>> begin

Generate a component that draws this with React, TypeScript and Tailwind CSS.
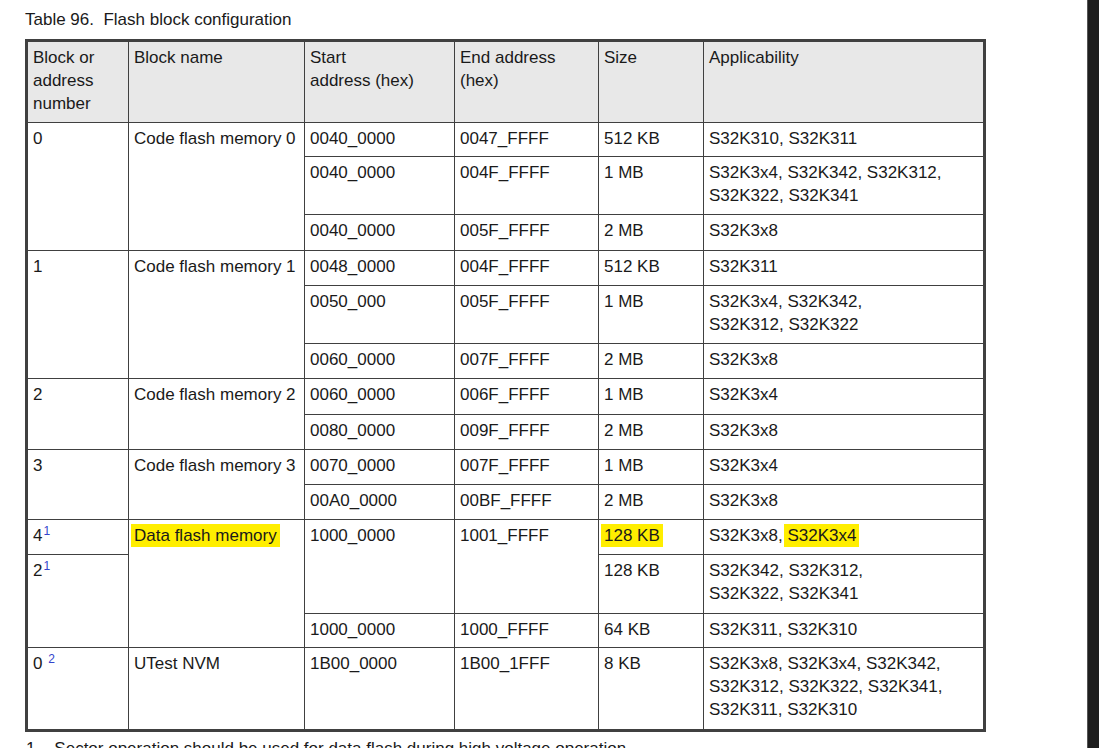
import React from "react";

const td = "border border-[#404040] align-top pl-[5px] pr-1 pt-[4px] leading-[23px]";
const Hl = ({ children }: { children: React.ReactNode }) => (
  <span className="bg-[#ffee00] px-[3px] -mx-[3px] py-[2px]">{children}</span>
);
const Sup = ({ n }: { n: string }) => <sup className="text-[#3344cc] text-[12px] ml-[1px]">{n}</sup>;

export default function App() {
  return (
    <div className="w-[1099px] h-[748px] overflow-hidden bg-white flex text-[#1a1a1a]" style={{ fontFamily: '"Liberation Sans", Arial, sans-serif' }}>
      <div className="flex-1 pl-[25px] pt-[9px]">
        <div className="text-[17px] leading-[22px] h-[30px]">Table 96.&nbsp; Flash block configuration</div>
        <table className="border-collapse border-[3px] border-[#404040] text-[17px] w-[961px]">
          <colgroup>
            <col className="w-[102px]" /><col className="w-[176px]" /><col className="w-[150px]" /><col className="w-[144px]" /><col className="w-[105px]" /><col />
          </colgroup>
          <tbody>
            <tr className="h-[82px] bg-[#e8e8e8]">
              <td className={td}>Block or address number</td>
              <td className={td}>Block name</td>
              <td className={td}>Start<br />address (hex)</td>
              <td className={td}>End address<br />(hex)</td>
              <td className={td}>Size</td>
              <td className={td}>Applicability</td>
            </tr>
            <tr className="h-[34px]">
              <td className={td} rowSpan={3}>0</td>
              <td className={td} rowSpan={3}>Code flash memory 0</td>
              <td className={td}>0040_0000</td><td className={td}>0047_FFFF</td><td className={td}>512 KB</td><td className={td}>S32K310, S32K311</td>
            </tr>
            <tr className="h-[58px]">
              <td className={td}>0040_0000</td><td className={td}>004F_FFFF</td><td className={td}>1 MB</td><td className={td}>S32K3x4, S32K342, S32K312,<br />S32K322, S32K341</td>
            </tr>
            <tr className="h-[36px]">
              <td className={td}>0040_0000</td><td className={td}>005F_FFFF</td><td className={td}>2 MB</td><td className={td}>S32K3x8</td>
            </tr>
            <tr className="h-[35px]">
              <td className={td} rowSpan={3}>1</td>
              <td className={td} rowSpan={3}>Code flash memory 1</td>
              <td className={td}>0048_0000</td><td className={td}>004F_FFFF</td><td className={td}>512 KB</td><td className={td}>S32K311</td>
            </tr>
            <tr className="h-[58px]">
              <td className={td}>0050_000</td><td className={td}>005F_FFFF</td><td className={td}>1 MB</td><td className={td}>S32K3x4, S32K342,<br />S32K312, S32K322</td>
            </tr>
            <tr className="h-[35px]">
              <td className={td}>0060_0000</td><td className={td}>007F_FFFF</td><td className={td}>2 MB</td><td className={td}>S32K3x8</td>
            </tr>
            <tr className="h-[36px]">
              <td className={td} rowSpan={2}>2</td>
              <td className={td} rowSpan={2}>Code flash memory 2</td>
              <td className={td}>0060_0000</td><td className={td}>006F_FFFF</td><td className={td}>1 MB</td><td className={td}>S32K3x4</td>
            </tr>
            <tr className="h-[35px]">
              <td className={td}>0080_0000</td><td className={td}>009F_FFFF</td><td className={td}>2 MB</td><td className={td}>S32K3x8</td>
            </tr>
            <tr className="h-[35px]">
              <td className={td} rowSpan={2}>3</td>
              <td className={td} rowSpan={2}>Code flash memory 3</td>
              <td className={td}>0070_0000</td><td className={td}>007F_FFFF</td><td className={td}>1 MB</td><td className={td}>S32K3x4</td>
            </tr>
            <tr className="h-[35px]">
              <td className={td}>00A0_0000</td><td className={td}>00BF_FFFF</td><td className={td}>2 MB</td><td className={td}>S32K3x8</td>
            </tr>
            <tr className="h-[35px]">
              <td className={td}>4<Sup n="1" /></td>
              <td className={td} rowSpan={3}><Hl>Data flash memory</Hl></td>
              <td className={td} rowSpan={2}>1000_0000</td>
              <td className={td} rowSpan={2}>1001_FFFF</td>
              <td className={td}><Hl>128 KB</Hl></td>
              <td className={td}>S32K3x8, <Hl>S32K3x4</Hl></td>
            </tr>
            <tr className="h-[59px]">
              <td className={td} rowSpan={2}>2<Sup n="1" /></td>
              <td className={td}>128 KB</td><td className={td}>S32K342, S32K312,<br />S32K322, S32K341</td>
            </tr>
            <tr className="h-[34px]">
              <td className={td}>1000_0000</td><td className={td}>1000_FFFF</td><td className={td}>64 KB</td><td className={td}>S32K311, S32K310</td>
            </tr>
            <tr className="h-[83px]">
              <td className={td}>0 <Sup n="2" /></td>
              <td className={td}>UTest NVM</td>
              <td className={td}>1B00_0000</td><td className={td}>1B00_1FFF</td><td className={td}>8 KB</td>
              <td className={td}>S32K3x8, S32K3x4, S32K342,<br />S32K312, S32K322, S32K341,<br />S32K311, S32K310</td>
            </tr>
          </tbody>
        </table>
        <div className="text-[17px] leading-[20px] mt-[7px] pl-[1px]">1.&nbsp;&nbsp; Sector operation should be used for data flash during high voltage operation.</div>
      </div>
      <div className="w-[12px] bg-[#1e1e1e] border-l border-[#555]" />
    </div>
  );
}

>> end

→ Required work:
Make an exact copy of the data above, pictures excluded.

→ Response to the task:
Generate a component that draws this with React, TypeScript and Tailwind CSS.
import React from "react";

const td = "border border-[#404040] align-top pl-[5px] pr-1 pt-[4px] leading-[23px]";
const Hl = ({ children }: { children: React.ReactNode }) => (
  <span className="bg-[#ffee00] px-[3px] -mx-[3px] py-[2px]">{children}</span>
);
const Sup = ({ n }: { n: string }) => <sup className="text-[#3344cc] text-[12px] ml-[1px]">{n}</sup>;

export default function App() {
  return (
    <div className="w-[1099px] h-[748px] overflow-hidden bg-white flex text-[#1a1a1a]" style={{ fontFamily: '"Liberation Sans", Arial, sans-serif' }}>
      <div className="flex-1 pl-[25px] pt-[9px]">
        <div className="text-[17px] leading-[22px] h-[30px]">Table 96.&nbsp; Flash block configuration</div>
        <table className="border-collapse border-[3px] border-[#404040] text-[17px] w-[961px]">
          <colgroup>
            <col className="w-[102px]" /><col className="w-[176px]" /><col className="w-[150px]" /><col className="w-[144px]" /><col className="w-[105px]" /><col />
          </colgroup>
          <tbody>
            <tr className="h-[82px] bg-[#e8e8e8]">
              <td className={td}>Block or address number</td>
              <td className={td}>Block name</td>
              <td className={td}>Start<br />address (hex)</td>
              <td className={td}>End address<br />(hex)</td>
              <td className={td}>Size</td>
              <td className={td}>Applicability</td>
            </tr>
            <tr className="h-[34px]">
              <td className={td} rowSpan={3}>0</td>
              <td className={td} rowSpan={3}>Code flash memory 0</td>
              <td className={td}>0040_0000</td><td className={td}>0047_FFFF</td><td className={td}>512 KB</td><td className={td}>S32K310, S32K311</td>
            </tr>
            <tr className="h-[58px]">
              <td className={td}>0040_0000</td><td className={td}>004F_FFFF</td><td className={td}>1 MB</td><td className={td}>S32K3x4, S32K342, S32K312,<br />S32K322, S32K341</td>
            </tr>
            <tr className="h-[36px]">
              <td className={td}>0040_0000</td><td className={td}>005F_FFFF</td><td className={td}>2 MB</td><td className={td}>S32K3x8</td>
            </tr>
            <tr className="h-[35px]">
              <td className={td} rowSpan={3}>1</td>
              <td className={td} rowSpan={3}>Code flash memory 1</td>
              <td className={td}>0048_0000</td><td className={td}>004F_FFFF</td><td className={td}>512 KB</td><td className={td}>S32K311</td>
            </tr>
            <tr className="h-[58px]">
              <td className={td}>0050_000</td><td className={td}>005F_FFFF</td><td className={td}>1 MB</td><td className={td}>S32K3x4, S32K342,<br />S32K312, S32K322</td>
            </tr>
            <tr className="h-[35px]">
              <td className={td}>0060_0000</td><td className={td}>007F_FFFF</td><td className={td}>2 MB</td><td className={td}>S32K3x8</td>
            </tr>
            <tr className="h-[36px]">
              <td className={td} rowSpan={2}>2</td>
              <td className={td} rowSpan={2}>Code flash memory 2</td>
              <td className={td}>0060_0000</td><td className={td}>006F_FFFF</td><td className={td}>1 MB</td><td className={td}>S32K3x4</td>
            </tr>
            <tr className="h-[35px]">
              <td className={td}>0080_0000</td><td className={td}>009F_FFFF</td><td className={td}>2 MB</td><td className={td}>S32K3x8</td>
            </tr>
            <tr className="h-[35px]">
              <td className={td} rowSpan={2}>3</td>
              <td className={td} rowSpan={2}>Code flash memory 3</td>
              <td className={td}>0070_0000</td><td className={td}>007F_FFFF</td><td className={td}>1 MB</td><td className={td}>S32K3x4</td>
            </tr>
            <tr className="h-[35px]">
              <td className={td}>00A0_0000</td><td className={td}>00BF_FFFF</td><td className={td}>2 MB</td><td className={td}>S32K3x8</td>
            </tr>
            <tr className="h-[35px]">
              <td className={td}>4<Sup n="1" /></td>
              <td className={td} rowSpan={3}><Hl>Data flash memory</Hl></td>
              <td className={td} rowSpan={2}>1000_0000</td>
              <td className={td} rowSpan={2}>1001_FFFF</td>
              <td className={td}><Hl>128 KB</Hl></td>
              <td className={td}>S32K3x8, <Hl>S32K3x4</Hl></td>
            </tr>
            <tr className="h-[59px]">
              <td className={td} rowSpan={2}>2<Sup n="1" /></td>
              <td className={td}>128 KB</td><td className={td}>S32K342, S32K312,<br />S32K322, S32K341</td>
            </tr>
            <tr className="h-[34px]">
              <td className={td}>1000_0000</td><td className={td}>1000_FFFF</td><td className={td}>64 KB</td><td className={td}>S32K311, S32K310</td>
            </tr>
            <tr className="h-[83px]">
              <td className={td}>0 <Sup n="2" /></td>
              <td className={td}>UTest NVM</td>
              <td className={td}>1B00_0000</td><td className={td}>1B00_1FFF</td><td className={td}>8 KB</td>
              <td className={td}>S32K3x8, S32K3x4, S32K342,<br />S32K312, S32K322, S32K341,<br />S32K311, S32K310</td>
            </tr>
          </tbody>
        </table>
        <div className="text-[17px] leading-[20px] mt-[7px] pl-[1px]">1.&nbsp;&nbsp; Sector operation should be used for data flash during high voltage operation.</div>
      </div>
      <div className="w-[12px] bg-[#1e1e1e] border-l border-[#555]" />
    </div>
  );
}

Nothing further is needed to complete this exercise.